[What this task involves] Copy out all lines in the data below containing the string "Tailwind".

------------------------------------

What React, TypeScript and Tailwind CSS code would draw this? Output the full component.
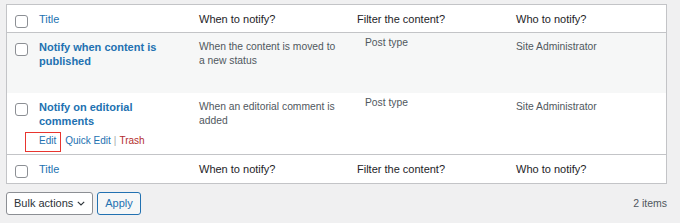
import React from "react";

const Checkbox: React.FC = () => (
  <span className="block h-[13px] w-[13px] rounded-[3px] border border-[#8c8f94] bg-white" />
);

const HeaderRow: React.FC<{ top?: boolean }> = ({ top }) => (
  <div
    className={
      "grid grid-cols-[32px_160px_158px_159px_1fr] text-[11px] leading-[15px] text-[#1d2327] " +
      (top ? "h-[28px] border-b border-[#c3c4c7]" : "h-[29px] border-t border-[#c3c4c7]")
    }
  >
    <div className="pl-[8px] pt-[10px]">
      <Checkbox />
    </div>
    <div className="pt-[7px] text-[#2271b1]">Title</div>
    <div className="pt-[7px]">When to notify?</div>
    <div className="pt-[7px]">Filter the content?</div>
    <div className="pt-[7px]">Who to notify?</div>
  </div>
);

type Row = {
  title: string;
  when: string;
  actions?: boolean;
  bg: string;
  height: string;
};

const rows: Row[] = [
  {
    title: "Notify when content is published",
    when: "When the content is moved to a new status",
    bg: "bg-[#f6f7f7]",
    height: "h-[60px]",
  },
  {
    title: "Notify on editorial comments",
    when: "When an editorial comment is added",
    actions: true,
    bg: "bg-white",
    height: "h-[61px]",
  },
];

const DataRow: React.FC<{ row: Row }> = ({ row }) => (
  <div
    className={`grid grid-cols-[32px_160px_158px_159px_1fr] ${row.bg} ${row.height} text-[10.3px] leading-[14px] text-[#50575e]`}
  >
    <div className="pl-[8px] pt-[10px]">
      <Checkbox />
    </div>
    <div className="pr-[12px] pt-[7px]">
      <div className="text-[11px] font-bold text-[#2271b1]">{row.title}</div>
      {row.actions && (
        <div className="mt-[5px] text-[10px] leading-[15px]">
          <span className="relative text-[#2271b1]">
            Edit
            {/* annotation box drawn over the link */}
            <span className="absolute -left-[14px] -top-[3px] h-[20px] w-[36px] border border-[#e8352f]" />
          </span>
          <span className="ml-[9px] text-[#2271b1]">Quick Edit</span>
          <span className="mx-[3px] text-[#a7aaad]">|</span>
          <span className="text-[#b32d2e]">Trash</span>
        </div>
      )}
    </div>
    <div className="pr-[16px] pt-[7px]">{row.when}</div>
    <div className="pl-[8px] pt-[3px]">Post type</div>
    <div className="pt-[7px]">Site Administrator</div>
  </div>
);

const App: React.FC = () => {
  return (
    <div
      className="h-[223px] w-[680px] bg-[#f0f0f1] pl-[6px] pr-[13px] pt-[4px]"
      style={{ fontFamily: '"Liberation Sans", Arial, sans-serif' }}
    >
      <div className="border border-[#c3c4c7] bg-white">
        <HeaderRow top />
        {rows.map((row) => (
          <DataRow key={row.title} row={row} />
        ))}
        <HeaderRow />
      </div>

      <div className="mt-[8px] flex items-center">
        <div className="flex h-[23px] w-[87px] items-center justify-between rounded-[3px] border border-[#8c8f94] bg-white pl-[7px] pr-[7px] text-[11px] text-[#2c3338]">
          <span>Bulk actions</span>
          <svg width="8" height="5" viewBox="0 0 8 5" fill="none">
            <path d="M0.8 0.8 L4 4 L7.2 0.8" stroke="#2c3338" strokeWidth="1.1" />
          </svg>
        </div>
        <button className="ml-[4px] flex h-[23px] w-[44px] items-center justify-center rounded-[3px] border border-[#2271b1] bg-[#f6f7f7] text-[11px] text-[#2271b1]">
          Apply
        </button>
        <div className="ml-auto text-[10.5px] text-[#50575e]">2 items</div>
      </div>
    </div>
  );
};

export default App;
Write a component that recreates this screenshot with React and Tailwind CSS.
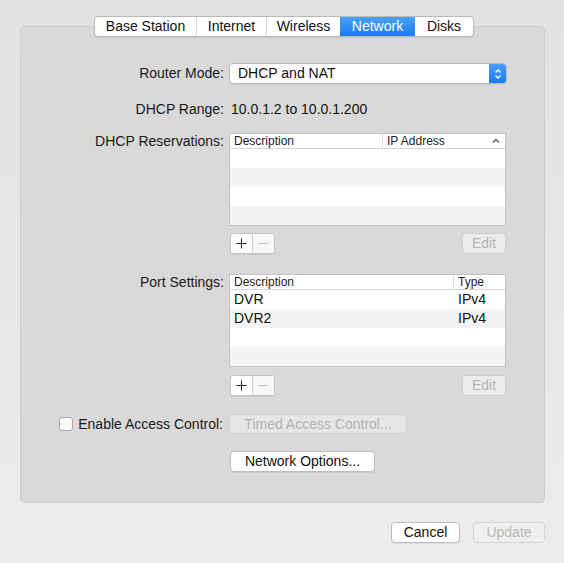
import React, { useState } from "react";

const tabs = [
  { name: "Base Station", w: "w-[101px]" },
  { name: "Internet", w: "w-[70px]" },
  { name: "Wireless", w: "w-[74px]" },
  { name: "Network", w: "w-[75px]" },
  { name: "Disks", w: "w-[58px]" },
];

const Label = ({ children, top }) => (
  <div
    className={`w-[208px] shrink-0 pr-[5px] text-right text-[14px] text-[#1a1a1a] ${
      top ? "leading-[17px]" : "flex items-center justify-end"
    }`}
  >
    {children}
  </div>
);

const PlusMinus = () => (
  <div className="flex h-[21px] w-[45px] rounded-[3px] border border-[#c4c4c4] bg-white overflow-hidden shadow-[0_1px_0_rgba(0,0,0,0.05)]">
    <div className="flex w-[22px] items-center justify-center border-r border-[#d4d4d4]">
      <svg width="11" height="11" viewBox="0 0 11 11">
        <path d="M5.5 0.5v10M0.5 5.5h10" stroke="#222" strokeWidth="1" />
      </svg>
    </div>
    <div className="flex w-[22px] items-center justify-center bg-[#f7f7f7]">
      <svg width="11" height="11" viewBox="0 0 11 11">
        <path d="M0.5 5.5h10" stroke="#c2c2c2" strokeWidth="1" />
      </svg>
    </div>
  </div>
);

const EditButton = () => (
  <div className="flex h-[21px] w-[44px] items-center justify-center rounded-[4px] border border-[#d0d0d0] bg-[#ececec] text-[14px] text-[#b4b4b4]">
    Edit
  </div>
);

const Table = ({ cols, rows }) => (
  <div className="w-[277px] border border-[#c2c2c2] bg-white">
    <div className="flex h-[15px] items-center border-b border-[#d6d6d6] text-[12px] text-[#222]">
      {cols.map((c, i) => (
        <div
          key={c.name}
          className={`flex h-full items-center ${c.w} ${
            i > 0 ? "border-l border-[#dcdcdc] pl-[4px]" : "pl-[4px]"
          }`}
        >
          <span className="flex-1">{c.name}</span>
          {c.caret && (
            <svg width="8" height="6" viewBox="0 0 8 6" className="mr-[5px]">
              <path d="M1 4.5L4 1.5L7 4.5" stroke="#444" strokeWidth="1.1" fill="none" />
            </svg>
          )}
        </div>
      ))}
    </div>
    {[0, 1, 2, 3].map((i) => (
      <div
        key={i}
        className={`flex h-[19px] items-center text-[14px] text-[#111] ${
          i % 2 ? "bg-[#f4f4f4]" : "bg-white"
        }`}
      >
        {rows[i] &&
          rows[i].map((cell, j) => (
            <div key={j} className={`${cols[j].w} ${j > 0 ? "pl-[5px]" : "pl-[4px]"}`}>
              {cell}
            </div>
          ))}
      </div>
    ))}
  </div>
);

export default function App() {
  const [active] = useState("Network");
  const [access, setAccess] = useState(false);

  return (
    <div
      className="flex h-[563px] w-[564px] flex-col bg-gradient-to-b from-[#e2e2e4] to-[#ececee] pt-[16px]"
      style={{ fontFamily: '"Liberation Sans", Helvetica, Arial, sans-serif' }}
    >
      <div className="relative z-10 -mb-[11px] flex justify-center pl-[4px]">
        <div className="flex h-[21px] rounded-[4px] border border-[#b9b9b9] bg-white overflow-hidden shadow-[0_1px_1px_rgba(0,0,0,0.08)]">
          {tabs.map((t, i) => (
            <div
              key={t.name}
              className={`flex items-center justify-center text-[14px] ${t.w} ${
                i > 0 && tabs[i - 1].name !== active && t.name !== active
                  ? "border-l border-[#d6d6d6]"
                  : ""
              } ${
                t.name === active
                  ? "bg-gradient-to-b from-[#4aa0fd] to-[#177bf6] text-white"
                  : "text-[#111]"
              }`}
            >
              {t.name}
            </div>
          ))}
        </div>
      </div>

      <div className="ml-[20px] h-[477px] w-[525px] rounded-[5px] border border-[#cbcbcb] bg-[#d9d9d9] pt-[36px]">
        <div className="flex h-[21px]">
          <Label>Router Mode:</Label>
          <div className="flex h-[21px] w-[278px] rounded-[4px] border border-[#bdbdbd] bg-white overflow-hidden shadow-[0_1px_0_rgba(0,0,0,0.06)]">
            <div className="flex flex-1 items-center pl-[8px] text-[14px] text-[#111]">DHCP and NAT</div>
            <div className="flex w-[17px] items-center justify-center bg-gradient-to-b from-[#4aa0fd] to-[#177bf6]">
              <svg width="8" height="12" viewBox="0 0 8 12">
                <path d="M1.5 4.5L4 2L6.5 4.5M1.5 7.5L4 10L6.5 7.5" stroke="#fff" strokeWidth="1.3" fill="none" />
              </svg>
            </div>
          </div>
        </div>

        <div className="mt-[16px] flex h-[18px]">
          <Label>DHCP Range:</Label>
          <div className="flex items-center pl-[2px] text-[14px] text-[#111]">10.0.1.2 to 10.0.1.200</div>
        </div>

        <div className="mt-[15px] flex">
          <Label top>DHCP Reservations:</Label>
          <Table
            cols={[
              { name: "Description", w: "w-[152px]" },
              { name: "IP Address", w: "w-[123px]", caret: true },
            ]}
            rows={[]}
          />
        </div>

        <div className="mt-[7px] flex">
          <div className="w-[209px] shrink-0" />
          <div className="flex w-[276px] items-center justify-between">
            <PlusMinus />
            <EditButton />
          </div>
        </div>

        <div className="mt-[20px] flex">
          <Label top>Port Settings:</Label>
          <Table
            cols={[
              { name: "Description", w: "w-[223px]" },
              { name: "Type", w: "w-[50px]" },
            ]}
            rows={[
              ["DVR", "IPv4"],
              ["DVR2", "IPv4"],
            ]}
          />
        </div>

        <div className="mt-[8px] flex">
          <div className="w-[209px] shrink-0" />
          <div className="flex w-[276px] items-center justify-between">
            <PlusMinus />
            <EditButton />
          </div>
        </div>

        <div className="mt-[18px] flex h-[20px]">
          <div className="flex w-[208px] shrink-0 items-center justify-end pr-[6px] text-[14px] text-[#1a1a1a]">
            <button
              onClick={() => setAccess(!access)}
              className="mr-[5px] h-[14px] w-[14px] rounded-[3px] border border-[#a9a9a9] bg-white"
            />
            Enable Access Control:
          </div>
          <div className="flex h-[20px] w-[178px] items-center justify-center rounded-[4px] border border-[#cfcfcf] bg-[#e6e6e6] text-[14px] text-[#b2b2b2]">
            Timed Access Control...
          </div>
        </div>

        <div className="mt-[17px] flex h-[21px]">
          <div className="w-[209px] shrink-0" />
          <div className="flex h-[21px] w-[145px] items-center justify-center rounded-[4px] border border-[#bdbdbd] bg-white text-[14px] text-[#111] shadow-[0_1px_0_rgba(0,0,0,0.06)]">
            Network Options...
          </div>
        </div>
      </div>

      <div className="mt-[19px] flex justify-end gap-[13px] pr-[19px]">
        <div className="flex h-[21px] w-[69px] items-center justify-center rounded-[4px] border border-[#bdbdbd] bg-white text-[14px] text-[#111] shadow-[0_1px_0_rgba(0,0,0,0.06)]">
          Cancel
        </div>
        <div className="flex h-[21px] w-[72px] items-center justify-center rounded-[4px] border border-[#d4d4d4] bg-[#efeff0] text-[14px] text-[#b8b8b8]">
          Update
        </div>
      </div>
    </div>
  );
}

------------------------------------

[Solution for this problem]
What React, TypeScript and Tailwind CSS code would draw this? Output the full component.
Write a component that recreates this screenshot with React and Tailwind CSS.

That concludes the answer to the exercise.